Stu, another use for the miter slots is as a guide for a sled. You open up a world of possibilities using sleds: safe routing of small parts, a specialized sled for making box joints that has a high support, a sled for cutting keys into corners... I'm sure you can think of many ideas.
In case you didn't know, Rockler sells a bulk bag of T bolts with knobs and T nuts. They also sell an aluminum track with bolts and knobs in a tube similar to a drafting mailer. One final item to consider is the T slot cutters in two different sizes. Many retailers are using a plywood board with these slots to display merchandise. There are all types of hangers ready made or you can build your own.


----------



## Stu in Tokyo Japan (Feb 11, 2005)

OK Mike, but why could I not use the T slot I have for the feather boards for a miter slot?

Maybe we are having a confusion of terms here, I think of a miter slot as an open slot, like on most tablesaws, I would rather have a T slot, than a miter slot, make sense?

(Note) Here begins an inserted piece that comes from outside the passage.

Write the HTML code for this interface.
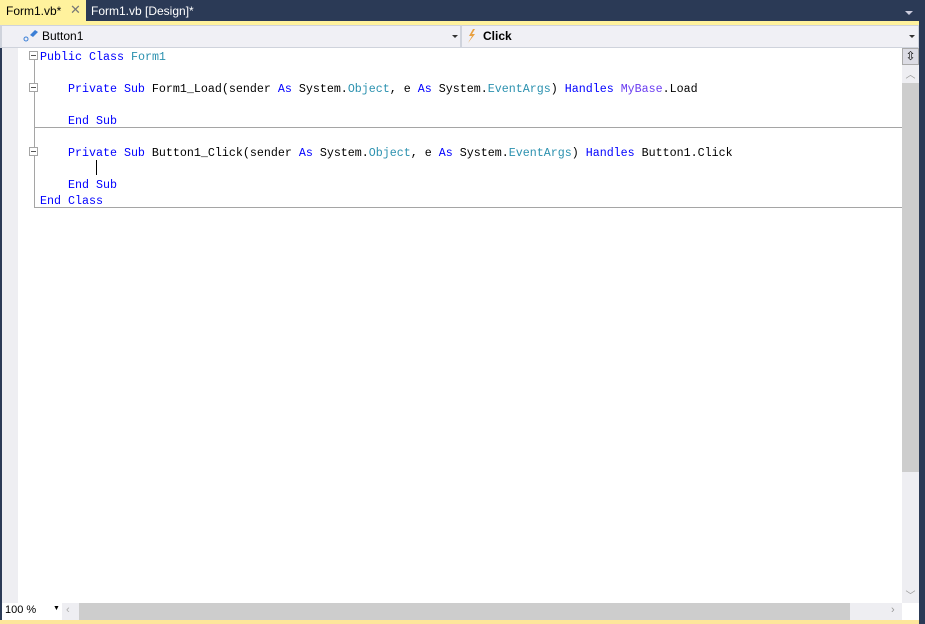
<!DOCTYPE html>
<html><head><meta charset="utf-8"><style>
*{margin:0;padding:0;box-sizing:border-box}
body{width:925px;height:624px;background:#2b3a56;position:relative;overflow:hidden;font-family:"Liberation Sans",sans-serif}
.abs{position:absolute}
.tab1{left:0;top:0;width:86px;height:22px;background:#fff29d;font-size:12px;color:#000;padding:4px 0 0 6px}
.tab2{left:91px;top:4px;font-size:12px;color:#fff}
.yl{left:0;top:21px;width:919px;height:4px;background:#fff29d}
.nav{left:0;top:25px;width:919px;height:23px;background:#cfd3dc}
.dd{top:26px;height:21px;background:#f0f0f5;font-size:12px}
.ed{left:2px;top:48px;width:900px;height:555px;background:#fff}
.mg{left:2px;top:48px;width:16px;height:555px;background:#eeeef2}
.code{left:40px;top:49px;font-family:"Liberation Mono",monospace;font-size:11.67px;line-height:16px;white-space:pre;color:#000}
.k{color:#0000ff}.t{color:#2b91af}
.ol{background:#a5a5a5}
.bx{width:9px;height:9px;border:1px solid #a5a5a5;background:#fff}
.bx:after{content:"";position:absolute;left:1px;top:3px;width:5px;height:1px;background:#555}
</style></head><body>
<div class="abs tab1">Form1.vb*<span style="position:absolute;left:70px;top:2px;font-size:13px;color:#777">✕</span></div>
<div class="abs tab2">Form1.vb [Design]*</div>
<div class="abs" style="left:905px;top:11px;width:0;height:0;border-left:4px solid transparent;border-right:4px solid transparent;border-top:4px solid #ccd"></div>
<div class="abs yl"></div>
<div class="abs nav"></div>
<div class="abs dd" style="left:2px;width:458px;padding:3px 0 0 40px">Button1</div>
<svg class="abs" style="left:22px;top:28px" width="18" height="14"><path d="M8 7 L13 2 L16 4 L11 9Z" fill="#3b7fd6"/><circle cx="4" cy="11" r="2" fill="none" stroke="#3b7fd6"/></svg>
<div class="abs" style="left:452px;top:35px;border-left:3px solid transparent;border-right:3px solid transparent;border-top:3px solid #333"></div>
<div class="abs dd" style="left:462px;width:456px;padding:3px 0 0 21px;font-weight:bold">Click</div>
<svg class="abs" style="left:466px;top:28px" width="10" height="16"><path d="M7 1 L3 8 L6 8 L2 15 L9 6 L6 6 L9 1Z" fill="#e8a040"/></svg>
<div class="abs" style="left:909px;top:35px;border-left:3px solid transparent;border-right:3px solid transparent;border-top:3px solid #333"></div>
<div class="abs ed"></div>
<div class="abs mg"></div>
<div class="abs ol" style="left:34px;top:60px;width:1px;height:148px"></div>
<div class="abs ol" style="left:34px;top:207px;width:868px;height:1px"></div>
<div class="abs ol" style="left:34px;top:127px;width:868px;height:1px"></div>
<div class="abs bx" style="left:29px;top:51px"></div>
<div class="abs bx" style="left:29px;top:83px"></div>
<div class="abs bx" style="left:29px;top:147px"></div>
<div class="code abs"><span class="k">Public Class</span> <span class="t">Form1</span>

    <span class="k">Private Sub</span> Form1_Load(sender <span class="k">As</span> System.<span class="t">Object</span>, e <span class="k">As</span> System.<span class="t">EventArgs</span>) <span class="k">Handles</span> <span style="color:#6a3cf0">MyBase</span>.Load

    <span class="k">End Sub</span>

    <span class="k">Private Sub</span> Button1_Click(sender <span class="k">As</span> System.<span class="t">Object</span>, e <span class="k">As</span> System.<span class="t">EventArgs</span>) <span class="k">Handles</span> Button1.Click

    <span class="k">End Sub</span>
<span class="k">End Class</span></div>
<div class="abs" style="left:96px;top:160px;width:1px;height:15px;background:#000"></div>
<div class="abs" style="left:902px;top:48px;width:17px;height:555px;background:#eeeef2"></div>
<div class="abs" style="left:902px;top:48px;width:17px;height:17px;background:#dcdce4;border:1px solid #aaa;font-size:12px;text-align:center;line-height:14px">⇳</div>
<div class="abs" style="left:902px;top:66px;width:17px;height:16px;font-size:10px;color:#999;text-align:center">︿</div>
<div class="abs" style="left:902px;top:83px;width:17px;height:389px;background:#cdcdcd"></div>
<div class="abs" style="left:902px;top:587px;width:17px;height:16px;font-size:10px;color:#999;text-align:center">﹀</div>
<div class="abs" style="left:2px;top:603px;width:900px;height:17px;background:#eeeef2"></div>
<div class="abs" style="left:2px;top:603px;width:60px;height:17px;background:#fff;font-size:11px;padding:1px 0 0 3px">100 %<span style="position:absolute;left:51px;top:2px;font-size:7px">▼</span></div>
<div class="abs" style="left:66px;top:604px;font-size:11px;color:#aaa">‹</div>
<div class="abs" style="left:79px;top:603px;width:771px;height:17px;background:#cdcdcd"></div>
<div class="abs" style="left:891px;top:604px;font-size:11px;color:#999">›</div>
<div class="abs" style="left:902px;top:603px;width:17px;height:17px;background:#fff"></div>
<div class="abs" style="left:0;top:620px;width:919px;height:4px;background:#fde69b"></div>
</body></html>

I have the T slot cutter, I used it on the fence faces, it worked really well.

Cheers!


----------



## Mike (Nov 22, 2004)

Stu, the sled comments were about using miter slots and your T slot would not work well for this. At it's best a sled needs both ends of the miter slot open like on a table saw. This allows for simple sled construction; a 3/4" x 3/8" guide strip attached to the bottom of a flat panel. Gravity keeps the sled in place, and you are not limited to a specific horizontal area for operation like the T track you have installed.
T track is about as good as it gets for quick clamping like locating your fence or a featherboard. Most commercial featherboards come with a piece on the bottom that fits a standard miter slot. Tightening the screws spreads the piece inside the miter slot to keep it in place. Quickly placed and removed this method allows full use of the miter slot, ie a miter fence or sled.
The Rockler tube I mentioned has aluminum T slot track and fasteners. This is what I used on my fence design seen here:
http://www.routerforums.com/showpost.php?p=5014&postcount=12
They also offer aluminum miter slot channel. Woodcraft offers a side by side design with open miter slot and T slot in aluminum.


----------



## Stu in Tokyo Japan (Feb 11, 2005)

OK I see what you are getting at Mike.

The feather boards I got from Rockler have the parts for mitre slots, I use them on my TS.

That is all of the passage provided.